I have often wondered how the band got their name so before tapping out this blogpost I undertook a little research - "Keane named themselves after a little old lady called Cherry Keane who lived next door to the Chaplins. Tom laughs off the assumption in some press that she was his nanny. "That's just a classic stereotype: the posh boy's nanny! She was a friend who used to look after us and occasionally helped at the school. She was an inspirational person. I'd tell her that I wanted to be a singer and she'd say, 'Go for it,' whereas my Mum and Dad told me 'That's stupid'. Cherry had a sense of humour and fun. She also had no children of her own, so she had a lot of 'adopted' children, in a sense."When Cherry Keane died, she left her modest Bexhill house to Tom and his two siblings. "I used some of the money to see me through the harder times with the music," he says, "so in an indirect way she was there to save the day." The band initially named themselves Cherry Keane, until they realised, as Tom puts it, "that people were associating it with the deflowering of virgins".

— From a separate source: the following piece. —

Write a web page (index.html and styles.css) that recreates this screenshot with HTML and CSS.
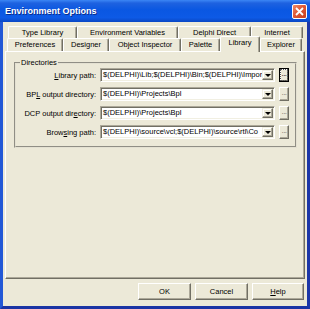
FILE: index.html
```html
<!DOCTYPE html>
<html lang="en">
<head>
  <meta charset="UTF-8" />
  <title>Environment Options</title>
  <link rel="stylesheet" href="styles.css">
</head>
<body>
  <div class="window">
    <div class="titlebar">
      <span class="title">Environment Options</span>
      <div class="close">
        <svg width="9" height="9" viewBox="0 0 9 9"><path d="M1 1 L8 8 M8 1 L1 8" stroke="#fff" stroke-width="1.8" /></svg>
      </div>
    </div>

    <div class="client">
      <div class="tab-row back">
        <div class="tab t-typelib">Type Library</div>
        <div class="tab t-envvars">Environment Variables</div>
        <div class="tab t-direct">Delphi Direct</div>
        <div class="tab t-internet">Internet</div>
      </div>
      <div class="tab-row front">
        <div class="tab t-prefs">Preferences</div>
        <div class="tab t-designer">Designer</div>
        <div class="tab t-inspector">Object Inspector</div>
        <div class="tab t-palette">Palette</div>
        <div class="tab t-library selected">Library</div>
        <div class="tab t-explorer">Explorer</div>
      </div>

      <div class="page">
        <fieldset class="group">
          <legend>Directories</legend>
          <div class="dir-grid">
            <label><u>L</u>ibrary path:</label>
            <div class="combo"><span class="combo-text">$(DELPHI)\Lib;$(DELPHI)\Bin;$(DELPHI)\Impor</span><span class="drop"><i></i></span></div>
            <div class="ellipsis focused"><span>...</span></div>

            <label>BP<u>L</u> output directory:</label>
            <div class="combo"><span class="combo-text">$(DELPHI)\Projects\Bpl</span><span class="drop"><i></i></span></div>
            <div class="ellipsis"><span>...</span></div>

            <label>DCP output dir<u>e</u>ctory:</label>
            <div class="combo"><span class="combo-text">$(DELPHI)\Projects\Bpl</span><span class="drop"><i></i></span></div>
            <div class="ellipsis"><span>...</span></div>

            <label>Brow<u>s</u>ing path:</label>
            <div class="combo"><span class="combo-text">$(DELPHI)\source\vcl;$(DELPHI)\source\rtl\Co</span><span class="drop"><i></i></span></div>
            <div class="ellipsis"><span>...</span></div>
          </div>
        </fieldset>
      </div>

      <div class="buttons">
        <div class="btn b-ok">OK</div>
        <div class="btn b-cancel">Cancel</div>
        <div class="btn b-help"><u>H</u>elp</div>
      </div>
    </div>
  </div>
</body>
</html>
```

FILE: styles.css
```css
* {
  margin: 0;
  padding: 0;
  box-sizing: border-box;
}
body {
  background: #ece9d8;
  font-family: 'Liberation Sans', Arial, sans-serif;
  font-size: 7.5px;
  color: #000;
}
.window {
  width: 310px;
  height: 309px;
  background: #ece9d8;
  overflow: hidden;
}

/* title bar */
.titlebar {
  height: 22px;
  display: flex;
  align-items: center;
  padding-left: 5px;
  background: linear-gradient(to bottom, #3b86f5 0%, #1e62e0 14%, #0a57e2 45%, #0d5ae6 80%, #0a47c4 100%);
}
.title {
  color: #fff;
  font-weight: bold;
  font-size: 9px;
  text-shadow: 1px 1px 0 #0b2d8a;
}
.close {
  margin-left: auto;
  margin-right: 3px;
  width: 15px;
  height: 15px;
  border: 1px solid #fff;
  border-radius: 2px;
  background: linear-gradient(135deg, #f08a68 0%, #e05a36 45%, #c8401e 100%);
  display: flex;
  align-items: center;
  justify-content: center;
}

/* client area with blue frame */
.client {
  height: 287px;
  border-left: 3px solid #2358d6;
  border-right: 3px solid #1c36a8;
  border-bottom: 3px solid #1a34a4;
  padding-top: 4px;
}

/* tabs */
.tab-row {
  display: flex;
}
.tab-row.back {
  height: 12px;
  padding-left: 5px;
}
.tab-row.front {
  height: 13px;
  padding-left: 4px;
}
.tab {
  height: 100%;
  text-align: center;
  white-space: nowrap;
  border-top: 1px solid #fff;
  border-left: 1px solid #fff;
  border-right: 1px solid #716f64;
  border-radius: 2px 2px 0 0;
  box-shadow: inset -1px 0 #aca899;
  line-height: 11px;
}
.t-typelib { width: 69px; }
.t-envvars { width: 101px; }
.t-direct { width: 73px; }
.t-internet { width: 52px; }
.t-prefs { width: 56px; }
.t-designer { width: 46px; }
.t-inspector { width: 72px; }
.t-palette { width: 39px; }
.t-library { width: 40px; }
.t-explorer { width: 42px; }
.tab.selected {
  position: relative;
  z-index: 2;
  height: 16px;
  margin-top: -2px;
  background: #ece9d8;
  line-height: 11px;
}

/* page */
.page {
  margin-left: 2px;
  width: 300px;
  height: 228px;
  border-top: 1px solid #fff;
  border-left: 1px solid #fff;
  border-right: 1px solid #716f64;
  border-bottom: 1px solid #716f64;
  box-shadow: inset -1px -1px #aca899;
  padding: 6px 0 0 8px;
}
.group {
  width: 283px;
  border: 2px groove #e4e1d2;
  padding: 0 6px 7px 0;
  min-width: 0;
}
.group legend {
  margin-left: 4px;
  padding: 0 1px;
  line-height: 9px;
}
.dir-grid {
  margin-top: 1px;
  display: grid;
  grid-template-columns: 80px 175px 10px;
  grid-auto-rows: 14px;
  column-gap: 4px;
  row-gap: 5px;
  align-items: center;
}
.dir-grid label {
  text-align: right;
  white-space: nowrap;
}

/* combobox */
.combo {
  height: 14px;
  display: flex;
  background: #fff;
  border: 1px solid;
  border-color: #aca899 #fff #fff #aca899;
  box-shadow: inset 1px 1px #716f64, inset -1px -1px #f1efe2;
  padding: 1px;
}
.combo-text {
  flex: 1;
  overflow: hidden;
  white-space: nowrap;
  padding-left: 1px;
  line-height: 10px;
}
.drop {
  width: 11px;
  height: 10px;
  background: #ece9d8;
  border: 1px solid;
  border-color: #f1efe2 #716f64 #716f64 #f1efe2;
  box-shadow: inset -1px -1px #aca899, inset 1px 1px #fff;
  display: flex;
  align-items: center;
  justify-content: center;
}
.drop i {
  border-left: 3px solid transparent;
  border-right: 3px solid transparent;
  border-top: 3px solid #000;
}

/* ellipsis buttons */
.ellipsis {
  height: 14px;
  background: #ece9d8;
  border: 1px solid;
  border-color: #fff #716f64 #716f64 #fff;
  box-shadow: inset -1px -1px #aca899;
  text-align: center;
  color: #77756a;
  font-size: 8px;
  line-height: 9px;
  overflow: hidden;
}
.ellipsis span {
  display: block;
  letter-spacing: -0.5px;
}
.ellipsis.focused {
  border-color: #000;
  box-shadow: inset 1px 1px #fff, inset -1px -1px #716f64;
  color: #000;
  padding: 1px;
}
.ellipsis.focused span {
  outline: 1px dotted #555;
  line-height: 8px;
  height: 10px;
}

/* dialog buttons */
.buttons {
  display: flex;
  justify-content: flex-end;
  gap: 4px;
  margin-top: 4px;
  margin-right: 3px;
}
.btn {
  height: 17px;
  border: 1px solid;
  border-color: #fff #716f64 #716f64 #fff;
  box-shadow: inset -1px -1px #aca899;
  text-align: center;
  line-height: 15px;
}
.b-ok { width: 53px; }
.b-cancel { width: 53px; }
.b-help { width: 52px; }
```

So how were the lads at Sheffield Arena? To tell you the truth, they were A1 f-ing brilliant! Considering it's just three guys, they make such a big sound. The concert was nicely varied with a semi-acoustic section performed at the end of a walkway that extended from the stage into the crowd and there was also an imaginatively utilised and slatted rear video screen that showed the guys doing their stuff. They were on stage for nearly ninety minutes.

Tom Chaplin was amazing. To possess a voice like that and to hear it amplified in a hall that holds nine thousand people! There was not one bum note, just a plaintive voice soaring up and down, somehow tuning in to the fears and the aspirations of our world, connecting with those who want to sing away their pain and their joy but do not have the vocal chords to do it. Wow! Keane!